Megan decided to do something that evening to take their minds off of the next day’s uncertainty. They decided to go see the movie “I Can Only Imagine.”
John didn’t fall asleep that evening at the theater as he often does. In fact, he watched it in entirety.
The next day was March 20. John had an MRI during which he fell asleep because he was in such a stage of comfort. As the couple waited for the results, they were so afraid so they prayed together. They’d had also become extremely comfortable with the hospital and staff. They knew when they saw the lead oncologist, that usually meant bad news.
Suddenly there was a knock on the office door where they were waiting. The second-in-command oncologist and nurse practitioner entered the room. John and Megan exchanged uneasy looks.
The doctors displayed the Jan. 2 scan on the left and the March 20 scan on the right.
After a few moments of silence, the doctor said, “We can’t find anything on the scan from today.”
John and Megan couldn’t speak, and the doctor continued.
“Sir, the whole team has looked at this scan and we can’t find anything on it. There’s nothing here, Sir. Your scan from this morning is so clear it looks like you never had any type of cancer or treatment.”
Stunned and speechless, John quietly said, “Ma’am, I know why. I need to pray right here and give thanks. If you want to leave, I’ll open the door when I’m done. But you’re more than welcome to stay.”
Immediately John and Megan, along with the doctors, prayed and gave thanks for the miracle they had just witnessed.
“Going back to that prayer in the closet that night, I said, ‘God, let this be all about you. If someone can see you in me, then everything has been worth it.’”
The lead oncologist asked if the hospital could use John’s case as a study case.

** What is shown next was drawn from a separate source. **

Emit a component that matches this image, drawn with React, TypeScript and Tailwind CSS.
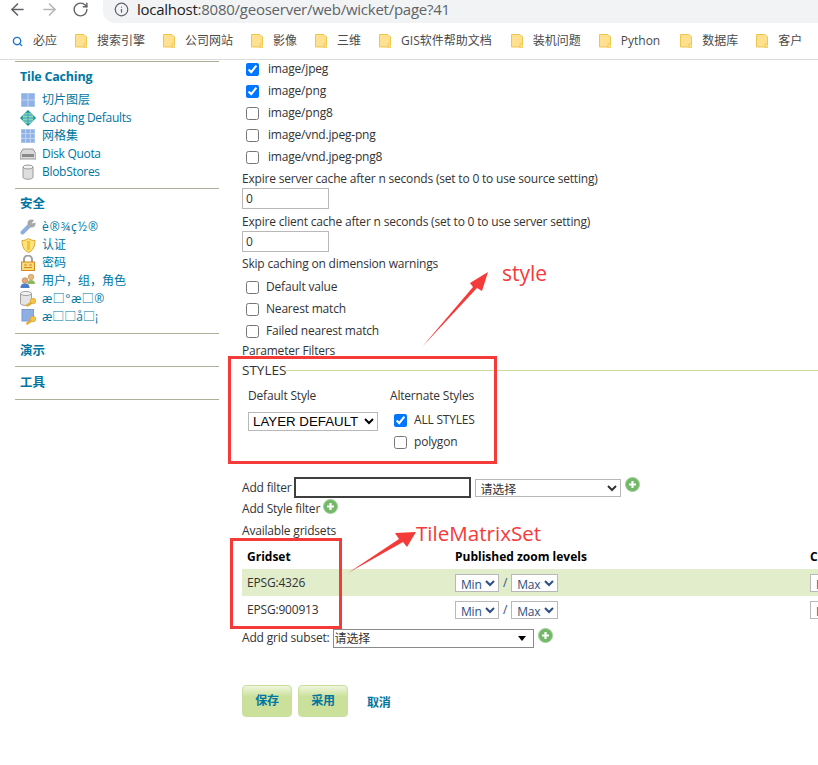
import { ArrowLeft, ArrowRight, RotateCw, Info, Search } from 'lucide-react';

const bookmarks = ['搜索引擎', '公司网站', '影像', '三维', 'GIS软件帮助文档', '装机问题', 'Python', '数据库', '客户'];

function Folder() {
  return (
    <svg width="12" height="14" viewBox="0 0 12 14" className="shrink-0">
      <path d="M.5.5h8.5l2.500 2.500v10h-11z" fill="#fee08f" stroke="#efc64c" />
      <rect x="9" y="10" width="3" height="4" fill="#fee08f" stroke="#efc64c" strokeWidth="0.8" />
    </svg>
  );
}

function GridIcon({ n }: { n: number }) {
  const size = 14 / n;
  const cells = [];
  for (let i = 0; i < n; i++) {
    for (let j = 0; j < n; j++) {
      cells.push(<rect key={`${i}-${j}`} x={i * size + 0.5} y={j * size + 0.5} width={size - 1} height={size - 1} fill="#8eb1e6" />);
    }
  }
  return (
    <svg width="14" height="14" viewBox="0 0 14 14" className="shrink-0 ml-[1px]">
      <rect width="14" height="14" fill="#c3d5f2" />
      {cells}
    </svg>
  );
}

function GlobeIcon() {
  return (
    <svg width="16" height="16" viewBox="0 0 16 16" className="shrink-0">
      <path d="M8 0l8 8-8 8-8-8z" fill="#0a8f96" />
      <circle cx="8" cy="8" r="5.500" fill="#8ed8b0" />
      <path d="M8 2v12M2.500 8h11M4 5h8M4 11h8" stroke="#3b9ec6" strokeWidth="1" />
    </svg>
  );
}

function DiskIcon() {
  return (
    <svg width="16" height="14" viewBox="0 0 16 14" className="shrink-0">
      <path d="M3 2h10l3 5v5H0V7z" fill="#d9d9d9" stroke="#9a9a9a" />
      <rect x="2" y="7" width="12" height="3" fill="#8a8a8a" />
    </svg>
  );
}

function CylinderIcon() {
  return (
    <svg width="16" height="16" viewBox="0 0 16 16" className="shrink-0">
      <path d="M3 3v10c0 3 10 3 10 0V3z" fill="#dedede" stroke="#9a9a9a" />
      <ellipse cx="8" cy="3" rx="5" ry="2" fill="#f2f2f2" stroke="#9a9a9a" />
    </svg>
  );
}

function WrenchIcon() {
  return (
    <svg width="16" height="16" viewBox="0 0 16 16" className="shrink-0">
      <path d="M2.500 13.500L9.500 6.500" stroke="#8eaee0" strokeWidth="4" strokeLinecap="round" />
      <circle cx="11.500" cy="4.500" r="4" fill="#a8a8a8" />
      <path d="M11.500 4.500L15 0l1 3.500z" fill="#ffffff" />
    </svg>
  );
}

function ShieldIcon() {
  return (
    <svg width="15" height="15" viewBox="0 0 15 15" className="shrink-0 ml-[1px]">
      <path d="M7.500.5c2 1.500 4 2 6.500 2 0 6-2 10-6.500 12C3 12.500 1 8.500 1 2.500c2.500 0 4.500-.5 6.500-2z" fill="#fbe27c" stroke="#d9a62c" />
      <path d="M7.500 3v9" stroke="#f4c430" strokeWidth="3" />
    </svg>
  );
}

function LockIcon() {
  return (
    <svg width="14" height="16" viewBox="0 0 14 16" className="shrink-0 ml-[1px]">
      <path d="M3 7V4.500a4 4 0 0 1 8 0V7" fill="none" stroke="#a0a0a0" strokeWidth="2" />
      <rect x="0.500" y="7" width="13" height="8.500" fill="#fbd878" stroke="#d98a1c" />
      <path d="M3 10h3M8 10h3M3 12.500h8" stroke="#c98a2c" />
    </svg>
  );
}

function UsersIcon() {
  return (
    <svg width="16" height="16" viewBox="0 0 16 16" className="shrink-0">
      <circle cx="11" cy="4" r="2.800" fill="#e8b878" stroke="#b08040" strokeWidth="0.5" />
      <path d="M7.500 11c0-3 1.500-4 3.500-4s4 1 4 4z" fill="#8cb860" />
      <circle cx="5" cy="7.500" r="2.800" fill="#e8a878" stroke="#a06030" strokeWidth="0.5" />
      <path d="M.5 15c0-3.500 2-4.500 4.500-4.500s4.500 1 4.500 4.500z" fill="#4a7cc8" />
    </svg>
  );
}

function Key() {
  return (
    <g>
      <path d="M11.500 11.500L6.500 15" stroke="#e8ac2c" strokeWidth="2.500" />
      <circle cx="13" cy="10" r="2.800" fill="#f6c445" stroke="#d09a30" strokeWidth="0.6" />
    </g>
  );
}

function DbKeyIcon() {
  return (
    <svg width="16" height="16" viewBox="0 0 16 16" className="shrink-0">
      <path d="M.5 2.500v10c0 2.500 11 2.500 11 0v-10z" fill="#e4e4e4" stroke="#a0a0a0" />
      <ellipse cx="6" cy="2.500" rx="5.500" ry="2" fill="#f4f4f4" stroke="#a0a0a0" />
      <Key />
    </svg>
  );
}

function SquareKeyIcon() {
  return (
    <svg width="16" height="16" viewBox="0 0 16 16" className="shrink-0">
      <rect x="2" y="0.500" width="11.500" height="11.500" fill="#8eaee6" stroke="#7a9ad4" />
      <Key />
    </svg>
  );
}

function PlusIcon() {
  return (
    <svg width="15" height="15" viewBox="0 0 15 15" className="block shrink-0">
      <circle cx="7.500" cy="7.500" r="7" fill="#72b868" stroke="#9fcf98" />
      <path d="M7.500 4v7M4 7.500h7" stroke="#ffffff" strokeWidth="2.200" />
    </svg>
  );
}

function NavItem({ icon, label, labelClass }: { icon: React.ReactNode; label: string; labelClass?: string }) {
  return (
    <div className="flex h-[18px] items-center">
      <div className="flex w-[22px] shrink-0 items-center">{icon}</div>
      <span className={`text-[12px] text-[#0076a1] ${labelClass || ''}`}>{label}</span>
    </div>
  );
}

function Check({ label, checked, tight }: { label: string; checked?: boolean; tight?: boolean }) {
  return (
    <label className="flex h-[18px] items-center">
      <input type="checkbox" defaultChecked={checked} className="m-0 h-[13px] w-[13px] accent-[#0075ff]" />
      <span className={tight ? 'ml-[7px]' : 'ml-[9px]'}>{label}</span>
    </label>
  );
}

function LevelSelect({ label, width }: { label: string; width: string }) {
  return (
    <select className={`block h-[18px] ${width} border border-[#b8b8b8] bg-white pl-[1px] leading-[16px] text-[#2a4f80]`}>
      <option>{label}</option>
    </select>
  );
}

function LevelSelects() {
  return (
    <div className="flex items-center">
      <LevelSelect label="Min" width="w-[44px]" />
      <span className="mx-[4px] text-[#2a4f80]">/</span>
      <LevelSelect label="Max" width="w-[47px]" />
    </div>
  );
}

export default function App() {
  return (
    <div className="relative h-[765px] w-[818px] overflow-hidden bg-white font-['Open_Sans','Noto_Sans_CJK_SC',sans-serif] text-[12px] text-[#333333]">
      {/* browser toolbar */}
      <div className="flex h-[23px] items-center bg-white">
        <div className="flex w-[103px] shrink-0 items-center pb-[4px] pl-[8px]">
          <ArrowLeft size={19} strokeWidth={2} className="text-[#5f6368]" />
          <ArrowRight size={19} strokeWidth={2} className="ml-[13px] text-[#b4b6b9]" />
          <RotateCw size={17} strokeWidth={2} className="ml-[13px] text-[#5f6368]" />
        </div>
        <div className="flex h-[23px] flex-1 items-center rounded-bl-[12px] bg-[#f1f3f4] pb-[4px] pl-[11px]">
          <Info size={15} strokeWidth={2} className="text-[#5f6368]" />
          <span className="ml-[8px] text-[15px] tracking-[-0.25px] text-[#5f6368]">
            <span className="text-[#202124]">localhost</span>:8080/geoserver/web/wicket/page?41
          </span>
        </div>
      </div>
      <div className="flex h-[37px] items-center overflow-hidden border-b border-[#dcdcdc] pl-[12px] text-[#4a4a4a]">
        <Search size={11} strokeWidth={3} className="shrink-0 text-[#1a73c8]" />
        <span className="ml-[10px] mr-[18px] shrink-0 whitespace-nowrap">必应</span>
        {bookmarks.map((b) => (
          <div key={b} className={`flex shrink-0 items-center gap-[10px] whitespace-nowrap ${b === 'Python' ? 'mr-[20px]' : b.startsWith('GIS') ? 'mr-[19px]' : 'mr-[18px]'}`}>
            <Folder />
            <span>{b}</span>
          </div>
        ))}
      </div>

      <div className="flex">
        {/* sidebar */}
        <aside className="w-[242px] shrink-0 pl-[15px]">
          <div className="mt-[1px] w-[204px] border-t border-[#a9b297] pb-[7px] pl-[5px]">
            <div className="mt-[5px] h-[20px] text-[12.5px] font-bold leading-[20px] tracking-[-0.2px] text-[#0076a1]">Tile Caching</div>
            <div className="mt-[4px]">
              <NavItem icon={<GridIcon n={2} />} label="切片图层" />
              <NavItem icon={<GlobeIcon />} label="Caching Defaults" labelClass="tracking-[-0.3px]" />
              <NavItem icon={<GridIcon n={3} />} label="网格集" />
              <NavItem icon={<DiskIcon />} label="Disk Quota" labelClass="tracking-[-0.3px]" />
              <NavItem icon={<CylinderIcon />} label="BlobStores" labelClass="tracking-[-0.3px]" />
            </div>
          </div>
          <div className="w-[204px] border-t border-[#a9b297] pb-[7px] pl-[5px]">
            <div className="mt-[5px] h-[20px] text-[12.5px] font-bold leading-[20px] text-[#0076a1]">安全</div>
            <div className="mt-[4px]">
              <NavItem icon={<WrenchIcon />} label="è®¾ç½®" labelClass="tracking-[1px]" />
              <NavItem icon={<ShieldIcon />} label="认证" />
              <NavItem icon={<LockIcon />} label="密码" />
              <NavItem icon={<UsersIcon />} label="用户，组，角色" />
              <NavItem icon={<DbKeyIcon />} label="æ□°æ□®" labelClass="tracking-[0.5px]" />
              <NavItem icon={<SquareKeyIcon />} label="æ□□å□¡" />
            </div>
          </div>
          <div className="h-[33px] w-[204px] border-t border-[#a9b297] pl-[5px] pt-[7px] text-[12.5px] font-bold leading-[20px] text-[#0076a1]">演示</div>
          <div className="h-[34px] w-[204px] border-y border-[#a9b297] pl-[5px] pt-[6px] text-[12.5px] font-bold leading-[20px] text-[#0076a1]">工具</div>
        </aside>

        {/* form */}
        <main className="min-w-0 flex-1 leading-[18px] tracking-[-0.19px]">
          <div className="flex flex-col gap-[4px] pl-[4px]">
            <Check label="image/jpeg" checked />
            <Check label="image/png" checked />
            <Check label="image/png8" />
            <Check label="image/vnd.jpeg-png" />
            <Check label="image/vnd.jpeg-png8" />
          </div>
          <div className="mt-[4px] h-[18px] whitespace-nowrap">Expire server cache after n seconds (set to 0 to use source setting)</div>
          <input defaultValue="0" className="block h-[21px] w-[87px] border border-[#b8b8b8] pl-[3px]" />
          <div className="mt-[4px] h-[18px] whitespace-nowrap">Expire client cache after n seconds (set to 0 to use server setting)</div>
          <input defaultValue="0" className="block h-[21px] w-[87px] border border-[#b8b8b8] pl-[3px]" />
          <div className="mt-[3px] h-[18px]">Skip caching on dimension warnings</div>
          <div className="mt-[5px] flex flex-col gap-[4px] pl-[4px]">
            <Check label="Default value" tight />
            <Check label="Nearest match" tight />
            <Check label="Failed nearest match" tight />
          </div>
          <div className="mt-[2px] h-[18px]">Parameter Filters</div>
          <div className="mt-[1px] flex h-[18px] items-center">
            <span className="text-[13.5px] tracking-normal">STYLES</span>
            <div className="h-px flex-1 bg-[#c9da9f]" />
          </div>
          <div className="mt-[8px] flex pl-[6px]">
            <div className="w-[142px]">
              <div className="h-[18px]">Default Style</div>
              <select className="mt-[7px] block h-[19px] w-[130px] border border-[#b8b8b8] bg-white font-['Liberation_Sans',sans-serif] text-[13.300px] tracking-normal text-black">
                <option>LAYER DEFAULT</option>
              </select>
            </div>
            <div>
              <div className="h-[18px]">Alternate Styles</div>
              <div className="mt-[6px] flex flex-col gap-[4px] pl-[4px]">
                <Check label="ALL STYLES" checked tight />
                <Check label="polygon" tight />
              </div>
            </div>
          </div>
          <div className="mt-[26px] flex h-[22px] items-start">
            <span className="mt-[2px]">Add filter</span>
            <input className="ml-[2px] h-[21px] w-[177px] border-2 border-[#3f3f3f]" />
            <select className="ml-[4px] mt-[2px] h-[18px] w-[146px] border border-[#b8b8b8] bg-white pl-[1px] leading-[16px] text-[#333333]">
              <option>请选择</option>
            </select>
            <span className="ml-[4px]"><PlusIcon /></span>
          </div>
          <div className="mt-[1px] flex h-[20px] items-start">
            <span>Add Style filter</span>
            <span className="ml-[3px] mt-[-1px]"><PlusIcon /></span>
          </div>
          <div className="mt-[2px] h-[18px]">Available gridsets</div>
          <table className="mt-[3px] w-[640px] table-fixed border-collapse">
            <thead>
              <tr className="h-[26px] text-left">
                <th className="w-[213px] pl-[5px] pt-[2px] font-bold tracking-normal text-black">Gridset</th>
                <th className="w-[355px] pt-[2px] font-bold tracking-normal text-black">Published zoom levels</th>
                <th className="pt-[2px] font-bold tracking-normal text-black">C</th>
              </tr>
            </thead>
            <tbody>
              <tr className="h-[27px] bg-[#e1edcb]">
                <td className="pl-[5px]">EPSG:4326</td>
                <td><LevelSelects /></td>
                <td><LevelSelect label="Min" width="w-[44px]" /></td>
              </tr>
              <tr className="h-[27px]">
                <td className="pl-[5px]">EPSG:900913</td>
                <td><LevelSelects /></td>
                <td><LevelSelect label="Min" width="w-[44px]" /></td>
              </tr>
            </tbody>
          </table>
          <div className="mt-[6px] flex h-[20px] items-start">
            <span>Add grid subset:</span>
            <div className="relative ml-[3px] h-[19px] w-[201px]">
              <select className="block h-[19px] w-full appearance-none border border-[#8a8a8a] bg-white pl-[1px] leading-[17px] text-[#333333]">
                <option>请选择</option>
              </select>
              <svg width="8" height="5" viewBox="0 0 8 5" className="absolute right-[8px] top-[7px]">
                <path d="M0 0h8L4 5z" fill="#000000" />
              </svg>
            </div>
            <span className="ml-[4px] mt-[-1px]"><PlusIcon /></span>
          </div>
          <div className="mt-[36px] flex items-center">
            <button className="h-[32px] w-[50px] rounded-[4px] border border-[#c9dd9e] bg-[linear-gradient(#eef6de,#cbe19b_35%)] text-[12px] font-bold text-[#0076a1]">保存</button>
            <button className="ml-[6px] h-[32px] w-[50px] rounded-[4px] border border-[#c9dd9e] bg-[linear-gradient(#eef6de,#cbe19b_35%)] text-[12px] font-bold text-[#0076a1]">采用</button>
            <span className="ml-[19px] pt-[3px] font-bold text-[#0076a1]">取消</span>
          </div>
        </main>
      </div>

      {/* annotations drawn over the screenshot */}
      <div className="absolute left-[228px] top-[356px] h-[108px] w-[269px] border-[3px] border-[#f53a3a]" />
      <div className="absolute left-[230px] top-[538px] h-[91px] w-[112px] border-[3px] border-[#f53a3a]" />
      <svg width="818" height="765" className="pointer-events-none absolute left-0 top-0">
        <polygon points="422,347 473,287 470,283 488,272 482,291 477,288" fill="#f53a3a" />
        <polygon points="348,573 399,539 395,533 416,532 407,547 403,542" fill="#f53a3a" />
      </svg>
      <span className="absolute left-[502px] top-[259px] text-[21px] leading-[28px] text-[#f53a3a]">style</span>
      <span className="absolute left-[416px] top-[519px] text-[20.600px] leading-[28px] text-[#f53a3a]">TileMatrixSet</span>
    </div>
  );
}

John Barnett addresses students at West County Middle School on the first day he returned to school in April after receiving treatment for cancer in Texas. Then-WCMS Principal Kevin Coffman is shown holding Barnett’s son Eli while students listen.
Almost three months later, John’s news shockingly went from grim news to the most amazing news ever imagined.
Words simply can’t describe the phone calls they made to family and friends. He went from possibility having to retire early from teaching and coaching to returning to work.
When John walked into West County Middle School on April 5, there were tears of joy and much-anticipated hugs. The staff welcomed him back with a breakfast, and students had made colorful posters which were displayed throughout the hallways.
Five years later

John and Megan Barnett are shown here with daughters Khloe (left) and Ava at son Elijah’s preschool graduation in May.
Today, John is healthy. He’s passed all his MRIs. Although he took a short break from coaching, he’s back to coaching, this time girls’ basketball. He shifted from teaching P.E. to Social Studies.
Over the last few years, John has learned to thank God for his trial with cancer because it changed his life for the better.
“Now that doesn’t mean I don’t have bad days now or still struggle sometimes, but I turn to God with anything,” he said. “I’m still a mistake-maker, but brain cancer changed my life completely.”
John is especially grateful for all of his family, friends, colleagues, students and parents, and the community for their love and support through a difficult time.
Today when he struggles, John often leans on his younger brother Steven who offers continued encouragement and prayer.
He also credited wife Megan for being there for him through some of their darkest days.
“There is no way I would have had the strength, courage or fighting spirit to be here today if it wasn’t for her,” he said.
Monday marks the five-year anniversary of John’s initial diagnosis with cancer.
“With every breath I take, I am living proof of the power of prayer,” he said. “God hasn’t changed. He still performs miracles every day.”
“I knew they were in my brain, and I got very scared. But then I looked down at my feet and I saw Jesus. I don’t remember any more of the surgery after that.”
John Barnett, cancer survivor

John Barnett poses with his family and the welcome-back poster wife Megan made for him. West County Middle School students and staff also made colorful posters to welcome him back on his first day after receiving treatment for cancer.